Though Memorial Day has come to honor all of America's war dead, it was initially established in 1868 by Union Army general John Logan to commemorate soldiers who perished in the US Civil War. (The 11 former Confederate states didn't acknowledge the holiday until its tribute was generalized after World War I.) I thus think it's appropriate to dedicate this post to the first all-Black regiment in that war, the Union's Army's 54th Massachusetts Infantry, whom the poet Robert Lowell memorialized in a somewhat backhanded way in his famous poem, "For the Union Dead," and who gained even greater public fame as a result of Edward Zwick's 1989 film, Glory, which starred Denzel Washington in the role of Pvt. Trip. His unforgettable performance earned him his first Academy Award, in the best supporting actor category.

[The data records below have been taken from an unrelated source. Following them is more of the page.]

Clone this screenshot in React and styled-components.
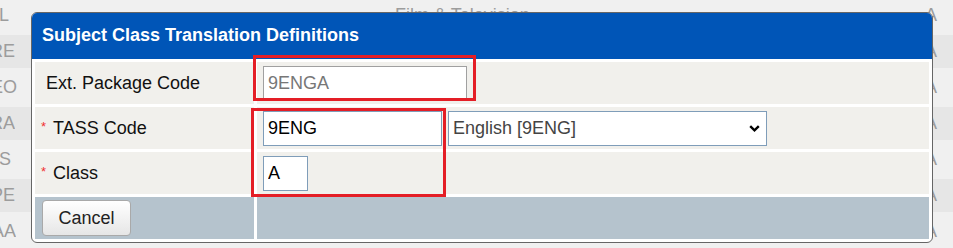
import styled, { createGlobalStyle } from 'styled-components';

const GlobalStyle = createGlobalStyle`
  * { box-sizing: border-box; }
  html, body {
    margin: 0;
    padding: 0;
    background: #f0f0f0;
    font-family: "Liberation Sans", Arial, sans-serif;
    overflow: hidden;
  }
`

const Page = styled.div`
  position: relative;
  width: 953px;
  height: 248px;
  overflow: hidden;
`

const List = styled.div`
  margin-top: -4px;
  display: flex;
  flex-direction: column;
`

const ListRow = styled.div`
  display: grid;
  grid-template-columns: 20px 375px 530px auto;
  align-items: center;
  height: ${p => (p.$dark ? 33 : 39)}px;
  background: ${p => (p.$dark ? '#e6e6e6' : '#f0f0f0')};
  color: #9c9c9c;
  font-size: 18px;
`

const Clip = styled.div`
  width: ${p => p.$end}px;
  display: flex;
  justify-content: flex-end;
  overflow: hidden;
  white-space: nowrap;
`

const Cell = styled.div`
  white-space: nowrap;
  overflow: hidden;
`

const Dialog = styled.div`
  position: absolute;
  left: 31px;
  top: 12px;
  width: 902px;
  border: 1px solid #666;
  border-radius: 6px;
  background: #fff;
  overflow: hidden;
`

const Header = styled.div`
  height: 46px;
  background: #0055b7;
  color: #fff;
  font-size: 18px;
  font-weight: bold;
  display: flex;
  align-items: center;
  padding: 0 10px 2px;
`

const Table = styled.table`
  width: 100%;
  border-spacing: 3px;
  table-layout: fixed;
`

const Row = styled.tr`
  height: 42px;
`

const LabelCell = styled.td`
  width: 219px;
  padding: 0 0 0 ${p => (p.$required ? 6 : p.$footer ? 7 : 11)}px;
  background: ${p => (p.$footer ? '#b5c3cd' : '#f1f0ec')};
  color: #111;
  font-size: 18px;
  vertical-align: middle;
  white-space: nowrap;
`

const ValueCell = styled.td`
  padding: 0 0 0 6px;
  background: ${p => (p.$footer ? '#b5c3cd' : '#f1f0ec')};
  vertical-align: middle;
`

const Star = styled.span`
  display: inline-block;
  width: 12px;
  color: #f03030;
  font-size: 13px;
  vertical-align: 3px;
`

const Field = styled.div`
  display: flex;
  align-items: center;
  gap: 6px;
`

const Input = styled.input`
  width: ${p => p.$width}px;
  height: 35px;
  padding: 0 4px;
  border: 1px solid ${p => (p.readOnly ? '#a0a0a0' : '#7f9db9')};
  background: #fff;
  color: ${p => (p.readOnly ? '#777' : '#000')};
  font-family: inherit;
  font-size: 18px;
  outline: none;
`

const SelectWrap = styled.div`
  position: relative;
  width: 319px;
  height: 35px;
`

const Select = styled.select`
  appearance: none;
  width: 100%;
  height: 100%;
  padding: 0 30px 0 4px;
  border: 1px solid #7f9db9;
  border-radius: 0;
  background: #fff;
  color: #444;
  font-family: inherit;
  font-size: 18px;
  outline: none;
`

const Chevron = styled.svg`
  position: absolute;
  right: 7px;
  top: 14px;
  pointer-events: none;
`

const Button = styled.button`
  width: 89px;
  height: 36px;
  margin: 0;
  border: 1px solid #a9a9a9;
  border-radius: 4px;
  background: linear-gradient(#ffffff, #e6e6e6);
  color: #222;
  font-family: inherit;
  font-size: 18px;
  cursor: pointer;
`

const Highlight = styled.div`
  position: absolute;
  left: ${p => p.$x}px;
  top: ${p => p.$y}px;
  width: ${p => p.$w}px;
  height: ${p => p.$h}px;
  border: 3px solid #e41e26;
  pointer-events: none;
`

const rows = [
  { left: 'GENERAL', end: 9, mid: 'Film & Television' },
  { left: 'LITERATURE', end: 15, mid: 'Literature' },
  { left: 'VIDEO', end: 17, mid: 'Video' },
  { left: 'OPERA', end: 15, mid: 'Opera' },
  { left: 'MATHS', end: 11, mid: 'Maths' },
  { left: 'PE', end: 15, mid: 'Physical Education' },
  { left: 'NAA', end: 16, mid: 'Art' },
]

const App = () => {
  return (
    <Page>
      <GlobalStyle />
      <List>
        {rows.map((r, i) => (
          <ListRow key={i} $dark={i % 2 === 1}>
            <Clip $end={r.end}><span>{r.left}</span></Clip>
            <span />
            <Cell>{r.mid}</Cell>
            <Cell>A</Cell>
          </ListRow>
        ))}
      </List>

      <Dialog>
        <Header>Subject Class Translation Definitions</Header>
        <Table>
          <tbody>
            <Row>
              <LabelCell>Ext. Package Code</LabelCell>
              <ValueCell>
                <Field>
                  <Input $width={204} readOnly defaultValue="9ENGA" />
                </Field>
              </ValueCell>
            </Row>
            <Row>
              <LabelCell $required><Star>*</Star>TASS Code</LabelCell>
              <ValueCell>
                <Field>
                  <Input $width={179} defaultValue="9ENG" />
                  <SelectWrap>
                    <Select defaultValue="9ENG">
                      <option value="9ENG">English [9ENG]</option>
                    </Select>
                    <Chevron width="11" height="7" viewBox="0 0 11 7">
                      <path d="M1.2 1.2 L5.5 5.3 L9.8 1.2" fill="none" stroke="#000" strokeWidth="2.4" />
                    </Chevron>
                  </SelectWrap>
                </Field>
              </ValueCell>
            </Row>
            <Row>
              <LabelCell $required><Star>*</Star>Class</LabelCell>
              <ValueCell>
                <Field>
                  <Input $width={45} defaultValue="A" />
                </Field>
              </ValueCell>
            </Row>
            <Row>
              <LabelCell $footer>
                <Button>Cancel</Button>
              </LabelCell>
              <ValueCell $footer />
            </Row>
          </tbody>
        </Table>
      </Dialog>

      <Highlight $x={253} $y={55} $w={223} $h={46} />
      <Highlight $x={251} $y={108} $w={195} $h={89} />
    </Page>
  )
}

export default App
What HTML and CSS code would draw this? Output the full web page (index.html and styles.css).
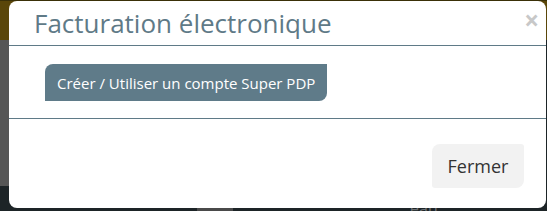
FILE: index.html
```html
<!DOCTYPE html>
<html lang="fr">
<head>
    <meta charset="UTF-8">
    <meta name="viewport" content="width=device-width, initial-scale=1.0">
    <title>Facturation électronique</title>
    <link rel="stylesheet" href="styles.css">
</head>
<body>

<!-- Page behind the overlay -->
<div class="backdrop">
    <div class="backdrop-top"></div>
    <div class="backdrop-main">
        <div class="backdrop-side"></div>
    </div>
    <div class="backdrop-bottom">
        <span class="tab"></span>
        <span class="ghost">eau</span>
    </div>
</div>

<!-- Modal -->
<div class="modal">
    <div class="modal-header">
        <h3 class="modal-title">Facturation électronique</h3>
        <span class="close">&times;</span>
    </div>
    <div class="modal-body">
        <button class="btn-primary">Créer / Utiliser un compte Super PDP</button>
    </div>
    <div class="modal-footer">
        <button class="btn-default">Fermer</button>
    </div>
</div>

</body>
</html>
```

FILE: styles.css
```css
body {
    margin: 0;
    width: 547px;
    height: 211px;
    overflow: hidden;
    font-family: "Open Sans", "Noto Sans", sans-serif;
    background-color: #1d2427;
}

.backdrop {
    display: flex;
    flex-direction: column;
    height: 211px;
}

.backdrop-top {
    height: 40px;
    background-color: #5a4609;
    border-top: 1px solid #3a3008;
    box-sizing: border-box;
}

.backdrop-main {
    height: 146px;
    display: flex;
}

.backdrop-side {
    width: 9px;
    background-color: #565656;
}

.backdrop-bottom {
    flex: 1;
    position: relative;
    overflow: hidden;
    background-color: #1d2427;
}

.backdrop-bottom .tab {
    position: absolute;
    left: 197px;
    bottom: 0;
    width: 36px;
    height: 4px;
    background-color: #4a4a4a;
}

.backdrop-bottom .ghost {
    position: absolute;
    left: 410px;
    top: 14px;
    font-size: 16px;
    line-height: 16px;
    color: #6b6f72;
}

.modal {
    position: absolute;
    left: 9px;
    top: 1px;
    width: 537px;
    height: 207px;
    background-color: #fff;
    border-radius: 8px;
    display: flex;
    flex-direction: column;
}

.modal-header {
    height: 44px;
    padding: 0 7px 0 25px;
    display: flex;
    align-items: center;
    justify-content: space-between;
    border-bottom: 1px solid #5f7a87;
}

.modal-title {
    margin: 0;
    font-size: 26px;
    font-weight: normal;
    color: #5f7a87;
}

.close {
    font-size: 26px;
    font-weight: bold;
    color: #c8c8c8;
    line-height: 1;
    margin-top: -6px;
}

.modal-body {
    padding: 18px 36px 17px;
    border-bottom: 1px solid #5f7a87;
}

.btn-primary {
    height: 37px;
    padding: 0 12px;
    border: none;
    border-radius: 8px 0 8px 0;
    background-color: #5f7b89;
    color: #fff;
    font-family: "Open Sans", "Noto Sans", sans-serif;
    font-size: 15px;
}

.modal-footer {
    padding: 25px 22px 0 0;
    display: flex;
    justify-content: flex-end;
}

.btn-default {
    width: 92px;
    height: 44px;
    border: none;
    border-radius: 8px 3px 8px 3px;
    background-color: #f2f2f2;
    color: #333;
    font-family: "Open Sans", "Noto Sans", sans-serif;
    font-size: 18px;
}
```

The 54 Massachusetts Infantry, as is well known, came into being as the result of several years of agitation by notable abolitionist figures, including Frederick Douglass, to allow Blacks to serve in the war ("Men of Color, To Arms!"), and through the leadership of Massachusetts' White abolitionist governor, John A. Andrew, who felt that Blacks should be allowed to fight and die for their freedom. In 1863, the year President Abraham Lincoln signed the Emancipation Proclamation, Andrew, after gaining approval from War Secretary Edward Stanton to organize regiments that could "include persons of African descent. . .", selected the White officers for the company from his state's richest and most prominent abolitionist families, with 25-year-old Col. Robert Gould Shaw serving as the company's commander, and enlisted prominent free Blacks such as Douglass, William Wells Brown and Lewis Hayden to field Black infantrymen. The 100 soldiers who'd signed up just six weeks after the training camp opened at Ft. Meigs in Readville Massachusetts comprised free Blacks and former slaves; 47 alone came from the small Black population (4,500 in 1863) of Massachusetts. Two of Frederick Douglass's sons, Charles and Lewis (at right, courtesy of the Moorland-Spingarn Research Center, Howard University) and one of Sojourner Truth's grandsons were among them.
There was considerable public and political opposition to and disbelief in the idea of an armed, Black Union company (as well as a fear about enlisting escaped slaves in the battle), and considerable doubt then as now about Black people's ability even to function at the level required to be soldiers, so the regiment's White and Black supporters strove to ensure that the the men were properly funded, accoutered, implemented and trained. They knew that any problems would be used as an excuse to prevent further Black regiments. The 54th Massachusetts passed its first test on July 16, 1863, when it participated with the White troops of the 10th Connectictut Infantry in repelling an attack on James Island, South Carolina. The soldiers' bravery and fearlessness impressed numerous critics, including skeptical White Army generals. Its most famous moment came soon thereafter, on July 18, 1863, when Shaw chose to have the regiment lead the assault on Fort Wagner, a Confederate installation on Charleston's Morris Island. One of Shaw's best remembered statements was his address to his company before launching their charge: "I want you to prove yourselves. The eyes of thousands will look on what you do tonight."
250 troops, including members of the 54 Massachusetts regiment and its commander, Shaw, died during or as a result of the assault, but the survivors participated in the eventual capture of Fort Wagner. Sgt. William H. Carney (pictured at left) became the first African American to win the Medal of Honor for his valor and patriotism in the battle. The infantry company subsequently fought throughout the final two years of the war at Olustee, Florida (with the 35th Colored Regiment), and at Honey Hill and Boykin's Mills, both in South Carolina.
Their exemplary fortitude and bravery on the beaches at Fort Wagner and their subsequent successes (despite being paid less than White troops) paved the way for the enlistment of more than 200,000 Black soldiers and sailors throughout the remaining years of the conflict. I've always considered the 54th Massachusetts Infantrymen, and all of the other Black Union military servicepeople, among the most heroic figures in our nation's history; as with their predecessors in the French-Indian and Revolutionary Wars, and their heirs in subsequent wars (before Vietnam), they served despite widespread societal hostility, terrible odds, and appalling circumstances that many White soldiers would or could not condone. And if they were captured, most knew they faced certain death at the hands of Confederate troops or marauders. (Eerily enough, a 2004 Guardian UK report on the insurgents-resistors in Iraq noted that they took special pleasure in killing Black American and British troops, whose presence on their soil they considered to be a particularly serious offense.) Still, an extraordinary number of men (and women) did serve in the Civil War--they literally were fighting for their freedom--and for their vision, courage and leadership, and for all similar freedom fighters in our history, I offer this tribute today.